I received a distress call from a brother. He said his neighbourhood was on fire. Marauding gangs from the neighbouring Kibera had moved into Olympic estate and were stealing and setting houses on fire. His house was spared, at least for some time, because he could speak the same ethnic language as the attackers and pleaded with them not to loot.

Later on, he called to tell me the looters were stealing everything from the houses in his estate, including the doors and gates! Apparently, they were ripping houses apart, removing the plumbing fittings and destroying anything they could.

Many days later, one could see the protesters’ anger by looking at the remnants of that estate. And the anger is visible when one looks at Kisumu, now a shadow of its former self. Eldoret and Kericho, with their overhelming numbers of displaced people and looted shops in Mombasa and of course, several grieving families.

I also felt that anger when I sat at a cafĂ© in town, sipping coffee. When it was news time, a big TV was switched on and everyone milled around to catch the latest happenings. As new ministers were being sworn in, two men moved to my table to catch a better glimpse of the goings-on. And then I heard shattering remarks. The men claimed Kambas were going to be the next in line to be killed, because their leaders had apparently moved to the “wrong” political divide.

The problem with most Kenyans, o is that they don’t know how to protest. That is why we have seen a scenario of people burnt up in a church, because their aggressors saw no better way to express their anger than kill, maim and loot from people who share something they consider to be in common with their enemy – ethnic origin.


And peace makers have been preaching on televisions urging people to be peaceful. They are saying, do not kill your neighbour, do not burn your neighbours’ house and lots of other things. And yet they are not telling people who are feeling deeply aggrieved how to release their anger.

From the International non-violence protest movement, we have seen many examples of peaceful protest.

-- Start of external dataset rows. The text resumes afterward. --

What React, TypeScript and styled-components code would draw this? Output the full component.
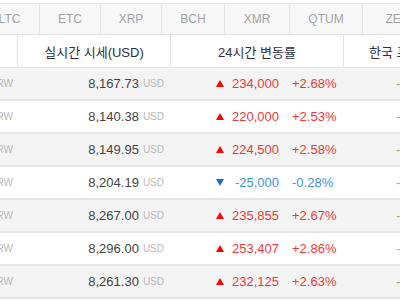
import styled, { createGlobalStyle } from 'styled-components';

interface IRow {
  krw: string;
  usd: string;
  diff: string;
  rate: string;
  up: boolean;
}

const TABS = [
  { name: 'LTC', w: 60 },
  { name: 'ETC', w: 61 },
  { name: 'XRP', w: 61 },
  { name: 'BCH', w: 63 },
  { name: 'XMR', w: 65 },
  { name: 'QTUM', w: 73 },
  { name: 'ZEC', w: 70 },
];

const ROWS: IRow[] = [
  { krw: '9,348,000', usd: '8,167.73', diff: '234,000', rate: '+2.68%', up: true },
  { krw: '9,320,000', usd: '8,140.38', diff: '220,000', rate: '+2.53%', up: true },
  { krw: '9,327,500', usd: '8,149.95', diff: '224,500', rate: '+2.58%', up: true },
  { krw: '9,010,000', usd: '8,204.19', diff: '-25,000', rate: '-0.28%', up: false },
  { krw: '9,061,855', usd: '8,267.00', diff: '235,855', rate: '+2.67%', up: true },
  { krw: '9,106,407', usd: '8,296.00', diff: '253,407', rate: '+2.86%', up: true },
  { krw: '9,060,125', usd: '8,261.30', diff: '232,125', rate: '+2.63%', up: true },
];

export default function App() {
  return (
    <>
      <GlobalStyle />
      <Page>
        <TabBar>
          {TABS.map((tab) => (
            <Tab key={tab.name} $w={tab.w}>
              {tab.name}
            </Tab>
          ))}
        </TabBar>
        <HeaderRow>
          <HeadCell />
          <HeadCell>실시간 시세(USD)</HeadCell>
          <HeadCell>24시간 변동률</HeadCell>
          <HeadCell $left>한국 프리미엄</HeadCell>
        </HeaderRow>
        {ROWS.map((row, i) => (
          <Row key={i} $odd={i % 2 === 0}>
            <KrwCell>
              <span>{row.krw}</span>
              <Unit>KRW</Unit>
            </KrwCell>
            <PriceCell>
              {row.usd}
              <Unit>USD</Unit>
            </PriceCell>
            <ChangeCell $up={row.up}>
              <Arrow $up={row.up} />
              <Diff>{row.diff}</Diff>
              <Rate>{row.rate}</Rate>
            </ChangeCell>
            <PremiumCell>-</PremiumCell>
          </Row>
        ))}
      </Page>
    </>
  );
}

const GlobalStyle = createGlobalStyle`
  body {
    margin: 0;
    background: #fff;
    font-family: "Liberation Sans", "Noto Sans CJK KR", sans-serif;
  }
`;

const Page = styled.div`
  width: 400px;
  height: 300px;
  padding-top: 3px;
  box-sizing: border-box;
  overflow: hidden;
`;

const TabBar = styled.div`
  display: flex;
  height: 30px;
  margin-left: -20px;
  background: #f8f8f8;
  border-top: 1px solid #e4e4e4;
  border-bottom: 1px solid #e4e4e4;
`;

const Tab = styled.div<{ $w: number }>`
  flex: none;
  width: ${(p) => p.$w}px;
  box-sizing: border-box;
  border-right: 1px solid #e4e4e4;
  text-align: center;
  line-height: 30px;
  font-size: 12px;
  color: #a3a3a3;
`;

const columns = '18px 153px 173px 140px';

const HeaderRow = styled.div`
  display: grid;
  grid-template-columns: ${columns};
  height: 32px;
  background: #fff;
  border-bottom: 1px solid #e4e4e4;
`;

const HeadCell = styled.div<{ $left?: boolean }>`
  display: flex;
  align-items: center;
  justify-content: ${(p) => (p.$left ? 'flex-start' : 'center')};
  padding-left: ${(p) => (p.$left ? '25px' : '0')};
  border-right: 1px solid #e4e4e4;
  font-size: 13px;
  color: #2e2e48;
  white-space: nowrap;
  overflow: hidden;
`;

const Row = styled.div<{ $odd: boolean }>`
  display: grid;
  grid-template-columns: ${columns};
  height: 31px;
  background: ${(p) => (p.$odd ? '#f4f4f4' : '#fff')};
  border-bottom: 2px solid #e6e6e6;
  font-size: 13px;
  white-space: nowrap;
`;

const KrwCell = styled.div`
  display: flex;
  align-items: center;
  justify-content: flex-end;
  padding-right: 5px;
  overflow: hidden;
  color: #444;
`;

const Unit = styled.span`
  margin-left: 4px;
  font-size: 10px;
  color: #b8b8b8;
`;

const PriceCell = styled.div`
  display: flex;
  align-items: center;
  justify-content: flex-end;
  padding-right: 7px;
  color: #444;
`;

const ChangeCell = styled.div<{ $up: boolean }>`
  display: flex;
  align-items: center;
  padding-left: 45px;
  color: ${(p) => (p.$up ? '#f03a3a' : '#3f92e8')};
`;

const Arrow = styled.span<{ $up: boolean }>`
  width: 0;
  height: 0;
  border-left: 4.5px solid transparent;
  border-right: 4.5px solid transparent;
  ${(p) =>
    p.$up
      ? 'border-bottom: 7px solid #f00;'
      : 'border-top: 7px solid #1a6fd6;'}
`;

const Diff = styled.span`
  width: 55px;
  text-align: right;
`;

const Rate = styled.span`
  margin-left: 13px;
`;

const PremiumCell = styled.div`
  display: flex;
  align-items: center;
  padding-left: 52px;
  font-size: 13px;
  color: #7dbf7d;
`;
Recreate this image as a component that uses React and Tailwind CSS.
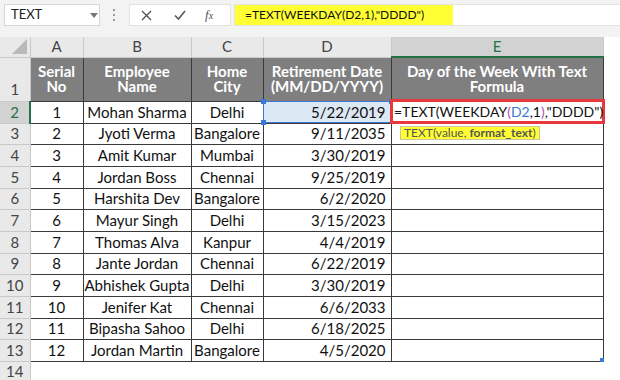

Demonstrations, Sit-ins and sit-downs – where the aggrieved parties move to certain areas for a period of time to express their anger, “haunting” the powers that be, by using volunteers to follow and haunt particular officials until they get tired and listen to one’s cause are just but few of these methods. And from our own traditions, we saw how Uhuru Park was safeguarded in the early 1990s as women striped naked in protest.

If only Mahatma Gandhi was here to preach non-violence methods of protest to Kenyans!

Unfortunately for our society, we seem to be unkind to such types of protests. It was only last year that a group of disabled hawkers kept vigil while on a hunger strike outside the building where I work for almost a month and nobody seemed to care.

It is heart wrenching for me to see my fellow women-folk, peacefully demonstrating, being dispersed by police and tear gas. I suppose if the police just left protesters to march and march until they got tired, their anger would be a little bit soothed.

As long as the root causes of people’s anger is not satisfied, or at least seen to be satisfied, then our people might continue resorting to unorthodox means of protest, with devastating consequences.